The food security intervention, NAADS procures and OWC distributes improved planting materials to farmers in the District Local Governments for the major food staple crops for the respective regions of the country, particularly those of quick maturing nature, notably maize and beans. These interventions are aimed at increasing the production and productivity of the various priority crop commodities for improved household food security.
To improve household food security, NAADS and OWC supports the production of maize, beans, cassava, banana and Irish potato as well as cowpeas, sorghum and groundnuts through the distribution of seeds and seedlings to farmers.
Beans are widely grown for consumption in Uganda, with little use of costly inputs and on a subsistence level. Beans are a cheaper source of protein, making it highly important in the dietary regimes of the poor. As a legume, it also contributes to improving and sustaining soil fertility through atmospheric nitrogen fixation.
Since 2014, over 8 million kgs of bean seed have been provided to smallholder farmers in all district local governments that prioritise beans. Like maize, whereas beans are predominantly a staple food crop, they are also an important cash crop contributing to household incomes & national export earnings.

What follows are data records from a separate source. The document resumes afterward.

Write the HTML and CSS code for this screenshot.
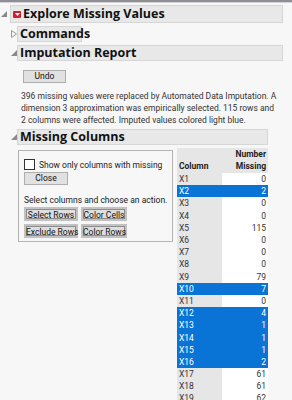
FILE: index.html
```html
<!DOCTYPE html>
<html>
<head>
<meta charset="utf-8">
<link rel="stylesheet" href="styles.css">
</head>
<body>
<div class="topline"></div>
<div class="outline">
  <div class="row main-row">
    <svg class="tri" width="6" height="6" viewBox="0 0 6 6"><polygon points="6,0 6,6 0,6" fill="#8a8a8a"/></svg>
    <div class="hdr main"><span class="redbtn"><svg width="7" height="6" viewBox="0 0 7 6"><polygon points="1,2 6,2 3.5,5" fill="#fff"/></svg></span>Explore Missing Values</div>
  </div>
  <div class="sub">
    <div class="row">
      <svg class="tri" width="6" height="8" viewBox="0 0 6 8"><polygon points="0.5,0.5 5.5,4 0.5,7.5" fill="none" stroke="#9a9a9a" stroke-width="1"/></svg>
      <div class="hdr short">Commands</div>
    </div>
    <div class="row">
      <svg class="tri" width="6" height="6" viewBox="0 0 6 6"><polygon points="6,0 6,6 0,6" fill="#8a8a8a"/></svg>
      <div class="hdr wide">Imputation Report</div>
    </div>
    <div class="imp">
      <div class="btn undo">Undo</div>
      <p class="note">396 missing values were replaced by Automated Data Imputation. A<br>dimension 3 approximation was empirically selected. 115 rows and<br>2 columns were affected. Imputed values colored light blue.</p>
    </div>
    <div class="row">
      <svg class="tri" width="6" height="6" viewBox="0 0 6 6"><polygon points="6,0 6,6 0,6" fill="#8a8a8a"/></svg>
      <div class="hdr mid">Missing Columns</div>
    </div>
    <div class="mc">
      <div class="panel">
        <label class="chk"><span class="box"></span>Show only columns with missing</label>
        <div class="btn close">Close</div>
        <div class="hint">Select columns and choose an action.</div>
        <div class="grid">
          <div class="btn act">Select Rows</div>
          <div class="btn act">Color Cells</div>
          <div class="btn act">Exclude Rows</div>
          <div class="btn act">Color Rows</div>
        </div>
      </div>
      <table class="tbl">
        <thead>
          <tr><th class="c1">Column</th><th class="c2">Number<br>Missing</th></tr>
        </thead>
        <tbody>
          <tr><td class="c1">X1</td><td class="c2">0</td></tr>
          <tr class="sel"><td class="c1">X2</td><td class="c2">2</td></tr>
          <tr><td class="c1">X3</td><td class="c2">0</td></tr>
          <tr><td class="c1">X4</td><td class="c2">0</td></tr>
          <tr><td class="c1">X5</td><td class="c2">115</td></tr>
          <tr><td class="c1">X6</td><td class="c2">0</td></tr>
          <tr><td class="c1">X7</td><td class="c2">0</td></tr>
          <tr><td class="c1">X8</td><td class="c2">0</td></tr>
          <tr><td class="c1">X9</td><td class="c2">79</td></tr>
          <tr class="sel"><td class="c1">X10</td><td class="c2">7</td></tr>
          <tr><td class="c1">X11</td><td class="c2">0</td></tr>
          <tr class="sel"><td class="c1">X12</td><td class="c2">4</td></tr>
          <tr class="sel"><td class="c1">X13</td><td class="c2">1</td></tr>
          <tr class="sel"><td class="c1">X14</td><td class="c2">1</td></tr>
          <tr class="sel"><td class="c1">X15</td><td class="c2">1</td></tr>
          <tr class="sel"><td class="c1">X16</td><td class="c2">2</td></tr>
          <tr><td class="c1">X17</td><td class="c2">61</td></tr>
          <tr><td class="c1">X18</td><td class="c2">61</td></tr>
          <tr><td class="c1">X19</td><td class="c2">62</td></tr>
        </tbody>
      </table>
    </div>
  </div>
</div>
</body>
</html>
```

FILE: styles.css
```css
html, body {
  margin: 0;
  padding: 0;
  background: #f7f7f7;
  overflow: hidden;
}
body {
  width: 292px;
  height: 400px;
  font-family: Roboto, "Open Sans", sans-serif;
  font-size: 8.5px;
  color: #222;
}
.topline {
  height: 2px;
  background: #8e8e96;
  border-bottom: 1px solid #d4d4d4;
}
.outline {
  padding-top: 2px;
}
.row {
  display: flex;
  align-items: center;
}
.main-row .tri {
  margin-left: 1px;
  margin-right: 3px;
}
.sub {
  padding-left: 11px;
  margin-top: 3px;
  display: flex;
  flex-direction: column;
}
.sub .row {
  margin-bottom: 3px;
}
.sub .tri {
  width: 6px;
}
.hdr {
  box-sizing: border-box;
  height: 16px;
  background: #e8e8e8;
  border: 1px solid #d6d6d6;
  font-family: "Open Sans", sans-serif;
  font-weight: 700;
  font-size: 12.5px;
  line-height: 14px;
  padding-left: 2px;
  color: #111;
  display: flex;
  align-items: center;
  white-space: nowrap;
}
.hdr.main {
  width: 273px;
  height: 18px;
}
.hdr.short { width: 65px; }
.hdr.wide { width: 266px; }
.hdr.mid { width: 251px; }
.redbtn {
  display: inline-flex;
  align-items: center;
  justify-content: center;
  width: 8px;
  height: 7px;
  background: #d2202a;
  border-radius: 1px;
  margin-right: 2px;
}
.btn {
  box-sizing: border-box;
  background: #e1e1e1;
  border: 1px solid #adadad;
  line-height: 11px;
  text-align: center;
  color: #111;
  white-space: nowrap;
}
.imp {
  padding-left: 10px;
  padding-top: 6px;
  padding-bottom: 3px;
}
.undo {
  width: 43px;
  height: 13px;
  margin-left: 2px;
}
.note {
  margin: 7px 0 0 0;
  line-height: 12px;
  color: #333;
  white-space: nowrap;
}
.mc {
  display: flex;
  align-items: flex-start;
  padding-left: 7px;
}
.panel {
  box-sizing: border-box;
  width: 155px;
  height: 92px;
  margin-top: 2px;
  border: 1px solid #b4b4b4;
  padding: 8px 0 0 5px;
  display: flex;
  flex-direction: column;
  align-items: flex-start;
}
.chk {
  display: flex;
  align-items: center;
  height: 11px;
  color: #222;
  white-space: nowrap;
}
.box {
  width: 9px;
  height: 9px;
  border: 1px solid #333;
  background: #fff;
  margin-right: 4px;
}
.close {
  width: 44px;
  height: 13px;
  margin-top: 2px;
}
.hint {
  margin-top: 9px;
  line-height: 12px;
  white-space: nowrap;
}
.grid {
  display: grid;
  grid-template-columns: 54px 46px;
  gap: 3px;
  margin-top: 1px;
}
.act {
  height: 14px;
  line-height: 12px;
  border: 2px solid #c2c2c2;
  box-shadow: inset 0 0 0 1px #8c8c8c;
  background: #dedede;
}
.tbl {
  border-collapse: collapse;
  margin-left: 4px;
}
.tbl th {
  background: #e6e6e6;
  font-weight: 700;
  height: 24px;
  padding: 0 2px 1px 2px;
  line-height: 11.5px;
  vertical-align: bottom;
  color: #222;
}
.tbl th.c1 { text-align: left; width: 41px; }
.tbl th.c2 { text-align: right; width: 42px; }
.tbl td {
  height: 12.2px;
  padding: 0 2px;
  line-height: 12px;
  color: #333;
}
.tbl td.c1 { background: #e6e6e6; text-align: left; }
.tbl td.c2 { background: #fff; text-align: right; }
.tbl tr.sel td {
  background: #0a74d6;
  color: #fff;
}
```
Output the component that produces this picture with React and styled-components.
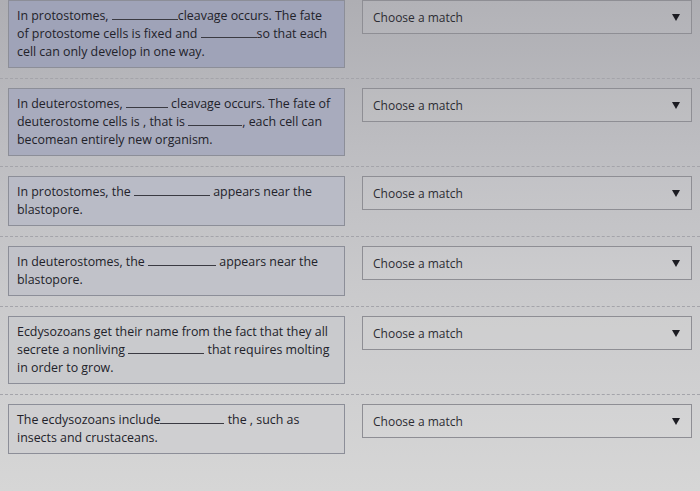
import React from 'react';
import styled, { createGlobalStyle } from 'styled-components';

const GlobalStyle = createGlobalStyle`
  html, body {
    margin: 0;
    padding: 0;
  }
  body {
    width: 700px;
    height: 491px;
    overflow: hidden;
    background: linear-gradient(180deg, #aeaeb3 0%, #bdbdc1 30%, #cacacc 60%, #d6d6d6 100%);
    font-family: "Open Sans", "Noto Sans", sans-serif;
  }
`;

const questions = [
  {
    tone: '#9fa3b8',
    lines: [
      ['In protostomes, ', 66, 'cleavage occurs. The fate'],
      ['of protostome cells is fixed and ', 56, 'so that each'],
      ['cell can only develop in one way.'],
    ],
  },
  {
    tone: '#a8abbd',
    lines: [
      ['In deuterostomes, ', 42, ' cleavage occurs. The fate of'],
      ['deuterostome cells is , that is ', 54, ', each cell can'],
      ['becomean entirely new organism.'],
    ],
  },
  {
    tone: '#b9bbc6',
    lines: [
      ['In protostomes, the ', 76, ' appears near the'],
      ['blastopore.'],
    ],
  },
  {
    tone: '#c1c2c9',
    lines: [
      ['In deuterostomes, the ', 68, ' appears near the'],
      ['blastopore.'],
    ],
  },
  {
    tone: '#c9cacd',
    lines: [
      ['Ecdysozoans get their name from the fact that they all'],
      ['secrete a nonliving ', 76, ' that requires molting'],
      ['in order to grow.'],
    ],
  },
  {
    tone: '#cfcfd1',
    lines: [
      ['The ecdysozoans include', 64, ' the , such as'],
      ['insects and crustaceans.'],
    ],
  },
];

const Page = styled.div`
  display: flex;
  flex-direction: column;
`;

const Row = styled.div`
  display: grid;
  grid-template-columns: 337px 330px;
  column-gap: 17px;
  align-items: start;
  padding: 0 8px 10px 8px;
  margin-bottom: 9px;
  border-bottom: 1px dashed ${props => (props.$last ? 'transparent' : '#a4a4aa')};
`;

const Card = styled.div`
  background-color: ${props => props.$tone};
  border: 1px solid #8c8e98;
  padding: 6px 8px;
  font-size: 12.4px;
  line-height: 18px;
  color: #22222a;
  white-space: nowrap;
`;

const Blank = styled.span`
  display: inline-block;
  width: ${props => props.$w}px;
  height: 11px;
  border-bottom: 1px solid #3a3a42;
  vertical-align: baseline;
`;

const Select = styled.div`
  display: flex;
  align-items: center;
  justify-content: space-between;
  height: 32px;
  padding: 0 11px 0 10px;
  border: 1px solid #8e8e94;
  background-color: rgba(255, 255, 255, 0.06);
  font-size: 12px;
  color: #2c2c33;
`;

const Caret = () => (
  <svg width="8" height="7" viewBox="0 0 8 7">
    <path d="M0 0 H8 L4 7 Z" fill="#1c1c22" />
  </svg>
);

export default function App() {
  return (
    <>
      <GlobalStyle />
      <Page>
        {questions.map((q, i) => (
          <Row key={i} $last={i === questions.length - 1}>
            <Card $tone={q.tone}>
              {q.lines.map((line, j) => (
                <React.Fragment key={j}>
                  {line[0]}
                  {line.length > 1 && <Blank $w={line[1]} />}
                  {line[2]}
                  {j < q.lines.length - 1 && <br />}
                </React.Fragment>
              ))}
            </Card>
            <Select>
              <span>Choose a match</span>
              <Caret />
            </Select>
          </Row>
        ))}
      </Page>
    </>
  );
}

Common bean, scientifically known as Phaseolus vulgaris L. is an important legume staple crop in Uganda. National annual consumption of beans is estimated at about 58 kg per capita. In 2016, the area planted under beans was 683,120 Ha with a total production of 1,104,770MT.Volume of beans exported increased from 157,152 MT (2015) to 200,000MT (2017). Beans production system is predominantly small-scale accounting between 60–90% (on less than 2 acres) with average production of 0.25 tons (250kg) per acre despite potential yield of 700 to1500kg/ acre depending on the variety. The system is characterized by low input use especially seed and pesticides with most of the producers using seed from previous harvest.
Beans are important source of protein and micronutrients mostly B vitamins, iron, calcium and zinc.
The crop offers a good source of balance nutrition for rural households especially the poor who can barely afford animal protein.
Beans can be consumed as immature pods, mature fresh grain or dry beans and its leaves are used to complement carbohydrate diets.
In addition, dry beans are important source of income especially for women and youth.
Besides, beans is able to fix nitrogen into the soil through its root nodules. This enhances soil fertility and further reduces the amount of nitrogen fertilizer used in bean cultivation and other crops majorly intercropped with beans.
When intercropped, it plays many other functions including reducing pests and disease prevalence, weed control as well as controlling soil erosion.
It is therefore an important food and nutrition security crop that can be used to enhance the economy of Uganda as well as a means of practicing sustainable climate smart agriculture.
Beans thrives best in a warm climate of optimum growing temperature range of 20 to 280C with a minimum of 150C and a maximum of 320
Temperatures above 320C and below 150C will cause poor pod set resulting in yield loss.
Bean production is more successful in areas where rainfall is moderate to light during the latter part of growing season.
Beans are adapted to a wide range of soils as long as the soils are reasonably fertile, well drained and free of conditions such as saline.
An optimum soil pH of 5.8 to 6.5 is ideal for beans production.
Challenges and opportunities
The bean sector experiences a number of problems at different nodes of the value chain namely; input, production, trading, processing and consumption levels.
Major challenges include poor agronomic practices, declining soil infertility, lack of seed from improved cultivars, poor selection of bean seeds (seed mixtures), moisture stress, weed competition, pests and diseases, high post-harvest losses; unstable prices; limited post-harvest handling technologies, and lack of storage capacity.
On the other hand, a number of opportunities exist in the beans industry including; increasing demand of beans at domestic, regional, and international levels; established research institution/ infrastructure to promote bean production in Uganda; availability of a wide range improved bean varieties that are suitable to the different agro-ecologies, and the possibility of value addition.